The three scenarios reflect different assumptions regarding the number, productivity and timing of shale wells developed (Figure 2.3). For all scenarios, KPMG assumed that 75% of the wells would produce oil and gas, with the remaining 25% producing gas only. They further assumed production per well to consist of 0.83 TWh (3.2 bcf) of gas and 0.1 TWh of liquids for co- producing wells, and the same gas production rate of 0.83 TWh for gas-only wells. [31] We note that this is higher than the central assumption in our UK-level analysis of 0.52 TWh (2 bcf) per well, within a range of 0.26 to 1.3 TWh (1 to 5 bcf).

KPMG have produced three scenarios, which vary in terms of the number of wells and the timing of production:

  • KPMG Low scenario: In this scenario UOG well development is initially slow, with drilling commencing in 2026. Production volumes only reach 2 TWh per year by 2030, rising to around 8 TWh by 2035.
  • KPMG Medium scenario: Wells start to be drilled in 2023. Production volumes reach around 10 TWh per year in 2030, peaking at almost 25 TWh in the mid-2030s.
  • KPMG High scenario: In the high scenario wells start to be drilled in 2022. Production volumes rise rapidly over time, reaching around 25 TWh per year by 2030 and around 65 TWh in 2035.

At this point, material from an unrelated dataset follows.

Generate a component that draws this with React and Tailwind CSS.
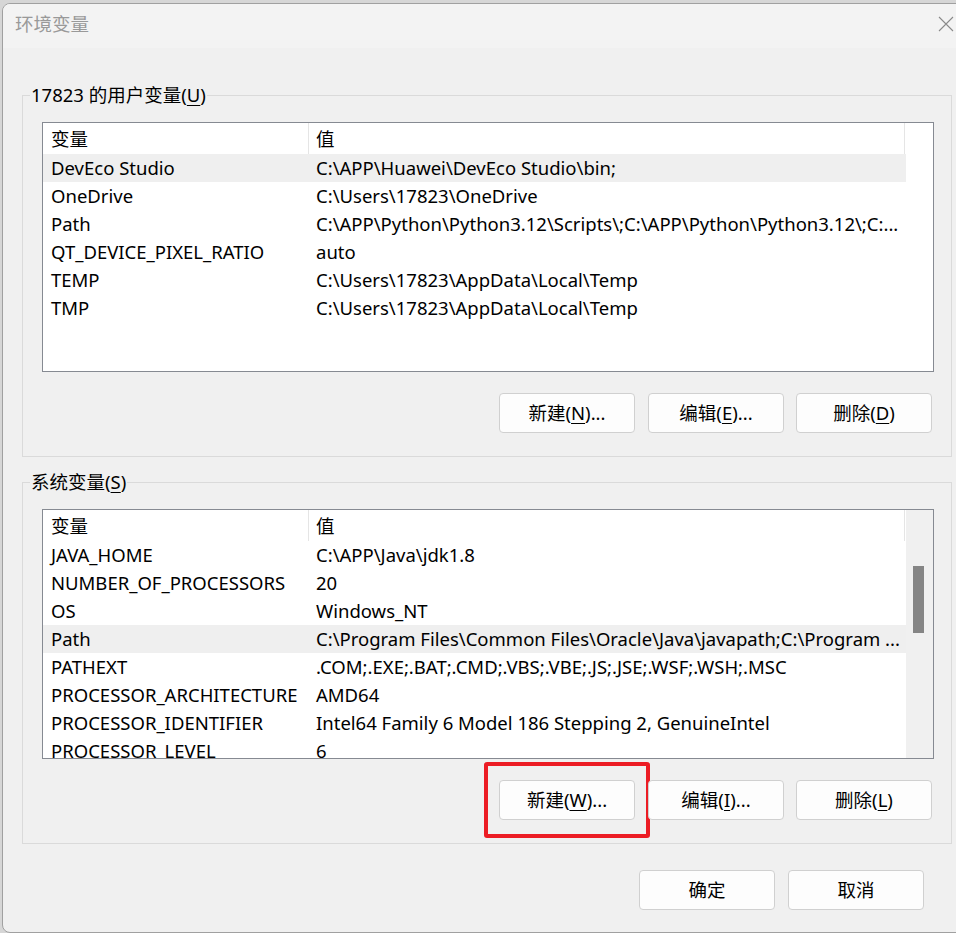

Figure 2.2. KPMG scenarios for Scottish unconventional oil and gas production

Figure 2.2. KPMG scenarios for Scottish unconventional oil and gas production

Source: KPMG.

Notes: Comprises both gas and liquids production under the KPMG scenarios.

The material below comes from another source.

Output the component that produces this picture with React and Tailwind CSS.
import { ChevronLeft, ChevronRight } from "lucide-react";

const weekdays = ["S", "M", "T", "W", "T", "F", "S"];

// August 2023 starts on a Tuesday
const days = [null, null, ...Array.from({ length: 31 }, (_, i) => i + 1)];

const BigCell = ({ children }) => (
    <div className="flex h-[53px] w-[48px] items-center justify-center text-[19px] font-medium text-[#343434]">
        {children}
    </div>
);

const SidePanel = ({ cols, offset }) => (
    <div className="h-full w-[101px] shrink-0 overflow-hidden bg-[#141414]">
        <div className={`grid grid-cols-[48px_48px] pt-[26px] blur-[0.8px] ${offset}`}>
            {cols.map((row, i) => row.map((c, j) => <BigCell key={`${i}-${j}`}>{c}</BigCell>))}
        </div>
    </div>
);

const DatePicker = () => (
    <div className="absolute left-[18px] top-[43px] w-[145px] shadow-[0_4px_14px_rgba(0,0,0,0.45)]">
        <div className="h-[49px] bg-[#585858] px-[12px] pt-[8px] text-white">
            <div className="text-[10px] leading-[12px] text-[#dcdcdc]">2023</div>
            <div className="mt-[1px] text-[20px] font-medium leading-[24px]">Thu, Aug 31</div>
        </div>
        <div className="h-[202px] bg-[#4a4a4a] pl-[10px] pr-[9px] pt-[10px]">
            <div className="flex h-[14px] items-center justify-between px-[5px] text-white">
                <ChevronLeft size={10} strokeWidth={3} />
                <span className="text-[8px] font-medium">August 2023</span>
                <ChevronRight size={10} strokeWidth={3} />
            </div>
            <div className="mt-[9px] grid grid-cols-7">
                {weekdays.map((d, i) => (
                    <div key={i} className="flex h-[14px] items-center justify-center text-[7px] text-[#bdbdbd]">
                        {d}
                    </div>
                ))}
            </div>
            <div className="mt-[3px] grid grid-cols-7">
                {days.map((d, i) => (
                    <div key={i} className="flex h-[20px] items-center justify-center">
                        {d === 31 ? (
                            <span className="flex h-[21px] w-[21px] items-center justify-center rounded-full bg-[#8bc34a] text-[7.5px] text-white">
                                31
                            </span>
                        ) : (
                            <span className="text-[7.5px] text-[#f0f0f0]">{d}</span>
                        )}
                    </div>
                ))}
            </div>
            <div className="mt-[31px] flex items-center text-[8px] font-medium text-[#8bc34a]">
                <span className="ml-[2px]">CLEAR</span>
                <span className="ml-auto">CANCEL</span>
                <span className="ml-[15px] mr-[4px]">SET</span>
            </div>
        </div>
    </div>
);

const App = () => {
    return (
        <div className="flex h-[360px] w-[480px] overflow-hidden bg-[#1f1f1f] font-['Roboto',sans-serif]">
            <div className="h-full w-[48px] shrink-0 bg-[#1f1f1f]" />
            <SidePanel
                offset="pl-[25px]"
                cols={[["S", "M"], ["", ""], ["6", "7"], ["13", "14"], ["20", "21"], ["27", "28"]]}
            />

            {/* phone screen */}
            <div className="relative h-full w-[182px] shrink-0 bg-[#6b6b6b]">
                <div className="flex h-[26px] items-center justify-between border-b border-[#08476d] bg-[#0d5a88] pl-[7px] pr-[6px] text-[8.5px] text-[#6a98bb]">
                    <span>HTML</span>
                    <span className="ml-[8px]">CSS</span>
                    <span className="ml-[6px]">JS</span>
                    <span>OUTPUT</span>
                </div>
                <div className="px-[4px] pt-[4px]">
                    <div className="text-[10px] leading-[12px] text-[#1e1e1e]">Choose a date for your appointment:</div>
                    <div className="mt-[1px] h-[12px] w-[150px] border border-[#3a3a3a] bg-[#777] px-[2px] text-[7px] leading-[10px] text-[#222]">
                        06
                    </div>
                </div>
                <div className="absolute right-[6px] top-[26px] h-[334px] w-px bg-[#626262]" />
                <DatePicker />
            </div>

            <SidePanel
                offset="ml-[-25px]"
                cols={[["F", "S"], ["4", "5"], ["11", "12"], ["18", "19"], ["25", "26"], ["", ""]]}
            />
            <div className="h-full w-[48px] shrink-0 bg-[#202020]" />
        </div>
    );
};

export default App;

Figure 2.3. Wells drilled under the production scenarios (2022-35)

Figure 2.3. Wells drilled under the production scenarios (2022-35)

Source: CCC analysis, based on production scenarios supplied by KPMG.

3. Impact on fossil fuel prices

In the US, the emergence of a shale gas industry produced a substantial decline in gas prices. It is unlikely that such an impact would follow from new Scottish production:

  • In the US, shale gas production rose to around 50% of overall gas production in 2014. With little connectivity to international markets this added to supply for US consumption, and put downward pressure on prices.
  • Scotland is part of a highly connected gas network across Europe, which is the world's largest importing market. Additional Scottish production needs to be seen in the context of the overall size of the European system. Natural gas demand across the EU amounted to 471 bcm in 2013 and under the IEA 450 Scenario [32] would decline to 425 bcm by 2030. Even Scottish shale gas production at the upper end of our scenarios for 2030 would be around 1% of this demand. Production at the low end of our range would be only around 0.1%.

For oil, prices are set on world markets. Again the volume of shale oil produced in Scotland would have a negligible effect.

Our assessment is therefore that Scottish unconventional oil and gas production will do little to reduce energy bills, with prices set by international markets. This finding is consistent with those of other studies [33] , including that of KPMG. Production that bypasses wholesale markets could, however, reduce costs for some industrial consumers.

The weak downward pressure on wholesale prices does, however, mean that profitability of production is less likely to be undermined. This is in sharp contrast to the US experience, where the fall in gas prices acted to limit the profitability of further production.